Завыли вьюги. Снега намело по самые крыши. Наступил очень лютый и вьюжный февраль.

В школу

«В школу! В школу!» — передается по цепочке от дома к дому радостная весть. В школе холодно. Каменное здание промерзло насквозь. Поэтому, идя на занятия, каждый несет полено. Надо учиться. Не пропадать же учебному году! И когда только школа прогреется?!

На уроках сидим в пальто, шапках, платках, пишем в рукавицах. Чернильницы-непроливашки держим за пазухой, иначе чернила замерзают. Для этого и пришили специальные кармашки. Тетради у нас сшиты из газет. Писать неудобно. Буквы получаются большими и круглыми. Пока нет настоящих тетрадей. Нет и учебников. Зато фашистов отогнали от Москвы. Идут страшные бои на Волге, подо Ржевом. Город моего детства Ленинград в блокаде. Голодные друзья в холодном каменном городе. Только бы выжили! Только бы выстояли! Мы верим: выгонят фашистов с нашей земли. Я тоже хочу убежать на фронт. Демин из 7а убежал и Васин из восьмого. Но они старше, да и мальчишки. Тетя Рая, наша соседка, Игорева мама, говорит, что дети на фронте — одна солдатам обуза, что надо лучше учиться, помогать взрослым. У Игоря две сестренки — Люська и Томка. Им по году. Игорю — десять, мне — одиннадцать. Брату Феликсу — тринадцать.
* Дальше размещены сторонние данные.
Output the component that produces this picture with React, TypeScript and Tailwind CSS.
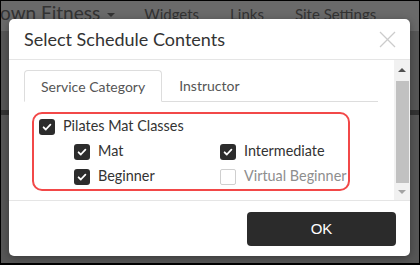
import React from 'react';

function Check({ checked }: { checked: boolean }): React.ReactElement {
  if (!checked) {
    return <span className="block w-[16px] h-[16px] rounded-[2px] border border-[#cfcfcf] bg-white shrink-0" />;
  }
  return (
    <span className="flex items-center justify-center w-[16px] h-[16px] rounded-[3px] bg-[#2c2c2c] shrink-0">
      <svg width="12" height="12" viewBox="0 0 12 12" fill="none" stroke="white" strokeWidth="1.8" strokeLinecap="round" strokeLinejoin="round">
        <path d="M2.6 6.3l2.2 2.2 4.6-4.8" />
      </svg>
    </span>
  );
}

function Item({ label, checked, muted }: { label: string; checked: boolean; muted?: boolean }): React.ReactElement {
  return (
    <label className="flex items-center gap-[8px] h-[25px] whitespace-nowrap">
      <Check checked={checked} />
      <span className={`text-[14.4px] leading-none ${muted ? 'text-[#8e8e8e]' : 'text-[#333]'}`}>{label}</span>
    </label>
  );
}

export default function App(): React.ReactElement {
  return (
    <div className="relative w-[420px] h-[265px] overflow-hidden border border-b-2 border-black bg-[#575757] font-['Lato',sans-serif]">
      {/* Page behind the modal */}
      <div className="h-[30px] bg-[#6a6a6a] flex items-start text-[#333] whitespace-nowrap">
        <span className="text-[19px] leading-[22px] ml-[-1px] mt-[1px]">own Fitness</span>
        <span className="ml-[7px] mt-[12px] w-0 h-0 border-l-[4px] border-r-[4px] border-t-[4px] border-l-transparent border-r-transparent border-t-[#333]" />
        <span className="ml-[29px] mt-[3px] text-[15px] leading-[20px]">Widgets</span>
        <span className="ml-[31px] mt-[3px] text-[15px] leading-[20px]">Links</span>
        <span className="ml-[31px] mt-[3px] text-[15px] leading-[20px]">Site Settings</span>
      </div>
      <div className="mt-[79px] h-[5px] bg-[#333]" />

      {/* Overlay + modal */}
      <div className="absolute inset-0 pl-[8px] pt-[18px]">
        <div className="w-[401px] h-[237px] bg-white rounded-[5px] shadow-[0_2px_8px_rgba(0,0,0,0.35)] flex flex-col overflow-hidden">
          {/* Header */}
          <div className="h-[41px] shrink-0 flex items-center justify-between pl-[15px] pr-[14px] border-b border-[#e5e5e5]">
            <h2 className="text-[18px] text-[#333] leading-none pb-[1px]">Select Schedule Contents</h2>
            <svg width="17" height="17" viewBox="0 0 17 17" stroke="#cccccc" strokeWidth="1.3" fill="none">
              <line x1="1" y1="1" x2="16" y2="16" />
              <line x1="16" y1="1" x2="1" y2="16" />
            </svg>
          </div>

          {/* Body */}
          <div className="h-[141px] shrink-0 flex border-b border-[#e5e5e5]">
            <div className="flex-1 pl-[15px] pr-[16px] pt-[10px] overflow-hidden">
              <div className="flex border-b border-[#dddddd] h-[32px]">
                <div className="h-[32px] -mb-px px-[16px] flex items-center border border-[#dddddd] border-b-white rounded-t-[4px] bg-white text-[14px] text-[#555]">
                  Service Category
                </div>
                <div className="h-[31px] px-[17px] flex items-center text-[14px] text-[#555]">Instructor</div>
              </div>
              <div className="ml-[8px] mt-[10px] w-[318px] h-[79px] border-2 border-[#f24848] rounded-[10px] pl-[5px]">
                <Item label="Pilates Mat Classes" checked />
                <div className="grid grid-cols-[146px_1fr] pl-[35px]">
                  <Item label="Mat" checked />
                  <Item label="Intermediate" checked />
                  <Item label="Beginner" checked />
                  <Item label="Virtual Beginner" checked={false} muted />
                </div>
              </div>
            </div>
            {/* Scrollbar */}
            <div className="w-[16px] shrink-0 bg-[#f1f1f1] flex flex-col items-center">
              <div className="h-[20px] flex items-center justify-center">
                <span className="w-0 h-0 border-l-[4px] border-r-[4px] border-b-[4px] border-l-transparent border-r-transparent border-b-[#505050]" />
              </div>
              <div className="w-[13px] h-[102px] mt-[1px] bg-[#c1c1c1]" />
              <div className="flex-1 flex items-center justify-center">
                <span className="w-0 h-0 border-l-[4px] border-r-[4px] border-t-[4px] border-l-transparent border-r-transparent border-t-[#a3a3a3]" />
              </div>
            </div>
          </div>

          {/* Footer */}
          <div className="flex-1 flex justify-end items-start pt-[11px] pr-[14px]">
            <button className="w-[149px] h-[34px] rounded-[4px] bg-[#2b2b2b] text-white text-[15px] font-['Liberation_Sans',Arial,sans-serif]">
              OK
            </button>
          </div>
        </div>
      </div>
    </div>
  );
}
Всем нам вместе — тридцать шесть. Солидный возраст. Из больницы мы давно переселились. Там — поликлиника. Теперь мы живем в коммунальном доме на «вышке» с крутой лестницей и хорошим чердаком. Во время оккупации города здесь жила старушка. Она умерла. Ее похоронили в огороде. У нас одна комната, в ней — восемь метров. За стеной, которую можно проткнуть пальцем, живет тетя Рая с Игорем и девчонками Люськой и Томкой, которым по году, а зубов все нет.